Vom Venedig zum Atlantis Asiens
Die Hauptstadt Thailands sinkt / Ein Anstieg des Meeresspiegels wäre verheerend
Früher einmal war Bangkok das »Venedig des Fernen Ostens«. Hunderte von Kanälen durchzogen die in sumpfigem Gelände erbaute thailändische Hauptstadt. Damals war das Boot noch das beste Fortbewegungsmittel. Heute sind die Kanäle fast alle zugeschüttet oder überbaut. Der Klimaexperte Anond Snidvongs befürchtet jedoch, dass in naher Zukunft Bangkok wieder eine Wasserstadt sein wird. Seine Prognose: »Bangkok versinkt.« Denn die 13-Millionen-Stadt wird von der Last ihrer eigenen Bebauung in den morastige Grund gedrückt, was wiederum das Eindringen des Wassers aus dem Golf von Siam beschleunigt. »Die östliche Seite versinkt mit 20 Millimetern pro Jahr schneller als die westliche«, sagt Anond Snidvongs, Direktor des »Climate Change Knowledge Center in Bangkok«.
Die Urbanisierung der natürlichen Überflutungsgebiete des Flusses Chaophraya, der in Bangkok in den Golf von Siam mündet, sei ein weiterer Faktor für Bangkoks massives Umweltproblem.
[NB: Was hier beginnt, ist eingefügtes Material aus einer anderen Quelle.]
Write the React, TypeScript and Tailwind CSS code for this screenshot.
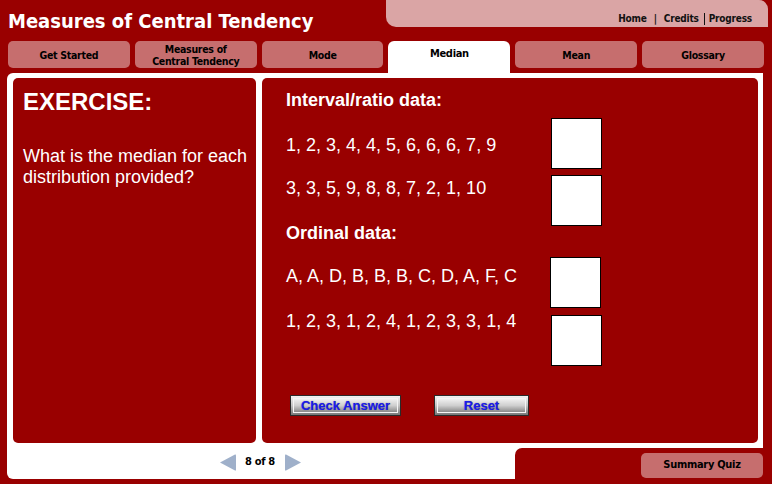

Das wird verschärft durch eine tektonische Besonderheit, die außerhalb menschlicher Einflussmöglichkeiten liegt. »Seit dem Erdbeben von 2004, das in Asien den Tsunami ausgelöst hatte, hat sich die Sinkrate beschleunigt«, sagt Anond. Bis 2050, schätzt er, werde das Wasser um etwa einen halben Meter steigen. »Dann müssen Teile Bangkoks aufgegeben werden.«
An Lösungsvorschlägen zur Rettung Bangkoks mangelt es nicht: Cor Dijkgraaf, der als Stadtplaner, Klimaexperte und Architekt seit vielen Jahrzehnten in Asien aktiv ist, kann sich einen mehrere Hundert Kilometer langen Damm durch den Golf von Thailand vorstellen. »Das wird teuer«, sagte Dijkgraaf der in Bangkok akkreditierten Journalistenschar unlängst bei einer Veranstaltung im »Foreign Correspondents Club Thailand«. »Aber der Verlust von Industrie und Landwirtschaft wird noch teurer sein.«
Die schrillen Alarmglocken der Experten verhallen in Bangkok weitgehend ungehört. Kurzfristiges Denken wie auch die noch unsichere wissenschaftliche Datenlage verhindern langfristige Entscheidungen. »Selbst wir Wissenschaftler glauben nicht, dass wir mit Gewissheit raten können, was man tun oder was man nicht tun sollte«, gibt Anond zu.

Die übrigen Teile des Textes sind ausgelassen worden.